Over a century ago, New Jersey held that it was impermissible to apply an extended statute of limitations to a crime after the prior statutory period had expired. Moore v. State, 43 N.J.L. 203 (E & A 1881). The Second Circuit Court of Appeals later held otherwise, however, where the extension was made before the original period of limitations expired. Judge Learned Hand said for the court:

Certainly it is one thing to revive a prosecution already dead and another to give it a longer lease of life. The question turns upon how much violence is done to our instinctive feelings of justice and fair play. For the state to assure a man that he had become safe from its pursuit, and thereafter to withdraw its assurance, seems to most of us unfair and dishonest; but while the chase is on, it does not shock us to have it extended beyond the time first set, or if it does, the stake forgives it. [Falter v. United States, 23 F.2d 420, 425-426 (2 Cir.), cert. den. 277 U.S. 590, 48 S. Ct. 528, 72 L. Ed. 1003 (1928)].

The Ninth Circuit made the same ruling in Clements v. United States, 266 F.2d 397 (9 Cir.), cert. den. 359 U.S. 985, 79 S. Ct. 943, 3 L. Ed. 2d 934 (1959). So did the Seventh Circuit in United States ex rel Massarella v. Elrod, 682 F.2d 688 (7 Cir.1982). Other states have also. See People v. Holland, 708 P.2d 119 (Colo. 1985); State v. Hodgson, 108 Wash. 2d 662, 740 P.2d 848 (1987). See also United States v. Kurzenknabe, 136 F. Supp. 17 (D.N.J. 1955).

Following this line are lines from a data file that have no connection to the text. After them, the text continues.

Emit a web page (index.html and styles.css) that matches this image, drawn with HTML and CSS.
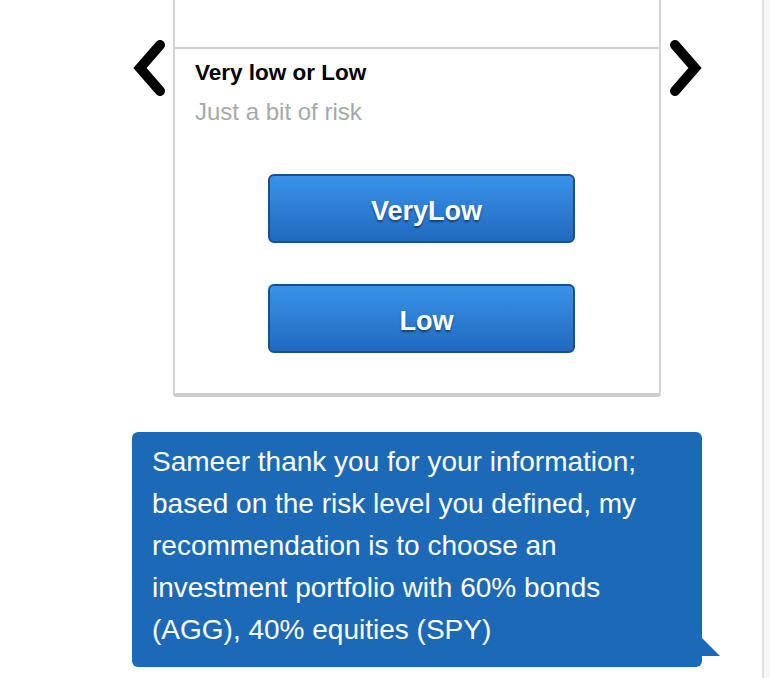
FILE: index.html
```html
<!DOCTYPE html>
<html lang="en">
<head>
<meta charset="utf-8">
<title>Risk level</title>
<link rel="stylesheet" href="styles.css">
</head>
<body>
<div class="page">
  <main class="chat">
    <section class="carousel">
      <button class="nav nav-prev" aria-label="Previous">
        <svg width="36" height="60" viewBox="0 0 36 60"><polyline points="27,7 7,30 27,53" fill="none" stroke="#000" stroke-width="10" stroke-linecap="round" stroke-linejoin="miter"/></svg>
      </button>
      <div class="card">
        <div class="card-media"></div>
        <div class="card-body">
          <h2 class="card-title">Very low or Low</h2>
          <p class="card-subtitle">Just a bit of risk</p>
          <div class="card-actions">
            <button class="action">VeryLow</button>
            <button class="action">Low</button>
          </div>
        </div>
      </div>
      <button class="nav nav-next" aria-label="Next">
        <svg width="36" height="60" viewBox="0 0 36 60"><polyline points="9,7 29,30 9,53" fill="none" stroke="#000" stroke-width="10" stroke-linecap="round" stroke-linejoin="miter"/></svg>
      </button>
    </section>
    <div class="bubble">Sameer thank you for your information; based on the risk level you defined, my recommendation is to choose an investment portfolio with 60% bonds (AGG), 40% equities (SPY)</div>
  </main>
  <aside class="scrollbar"></aside>
</div>
</body>
</html>
```
FILE: styles.css
```css
* { box-sizing: border-box; }
html, body { margin: 0; padding: 0; background: #fff; }
body { font-family: "Liberation Sans", Arial, Helvetica, sans-serif; color: #000; }

.page { display: flex; height: 678px; overflow: hidden; }
.chat { flex: 1; display: flex; flex-direction: column; }
.scrollbar { width: 8px; flex: none; border-left: 2px solid #e0e0e0; background: #f7f7f7; }

.carousel { display: flex; align-items: flex-start; padding-left: 133px; }
.nav { border: 0; background: none; padding: 0; margin-top: 38px; width: 36px; height: 60px; flex: none; cursor: pointer; }
.nav svg { display: block; }
.nav-prev { margin-right: 4px; }
.nav-next { margin-left: 5px; }

.card { width: 488px; border-left: 2px solid #d4d4d4; border-right: 2px solid #d4d4d4; border-bottom: 4px solid #cccccc; border-radius: 0 0 3px 3px; background: #fff; }
.card-media { height: 49px; border-bottom: 2px solid #cfcfcf; }
.card-body { padding: 12px 20px 40px 20px; }
.card-title { margin: 0; font-size: 22.5px; line-height: 24px; font-weight: bold; }
.card-subtitle { margin: 14px 0 0; font-size: 24px; line-height: 26px; color: #a8a8a8; }
.card-actions { display: flex; flex-direction: column; gap: 41px; margin-top: 49px; padding-left: 73px; }
.action { width: 307px; height: 69px; border: 2px solid #18508f; border-radius: 6px; background: linear-gradient(#3993e9, #2069bf); color: #fff; font-family: "Liberation Sans", Arial, sans-serif; font-size: 27px; font-weight: bold; text-shadow: 0 2px 2px rgba(0,0,0,0.45); padding: 5px 0 0 10px; cursor: pointer; }

.bubble { position: relative; margin: 35px 0 0 132px; width: 570px; height: 235px; padding: 9px 40px 16px 20px; background: #1c69b8; color: #fff; border-radius: 6px; font-size: 28px; line-height: 42px; }
.bubble::after { content: ""; position: absolute; left: 100%; bottom: 11px; width: 0; height: 0; border-left: 18px solid #1c69b8; border-top: 18px solid transparent; }
```
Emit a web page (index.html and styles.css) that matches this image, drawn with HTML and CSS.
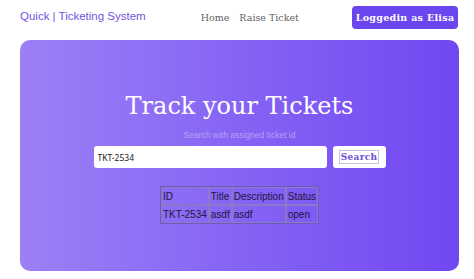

We believe the cited cases represent the better view. Accordingly we hold that an extended statute of limitations *518 may constitutionally apply to a charge of crime occurring before its effective date, if that date is before expiration of the period provided by the prior statute.[1]



[1] State v. Frech Funeral Home, 185 N.J. Super. 385 (Law Div. 1982) does not stand against this proposition, and so we have no occasion to evaluate its soundness.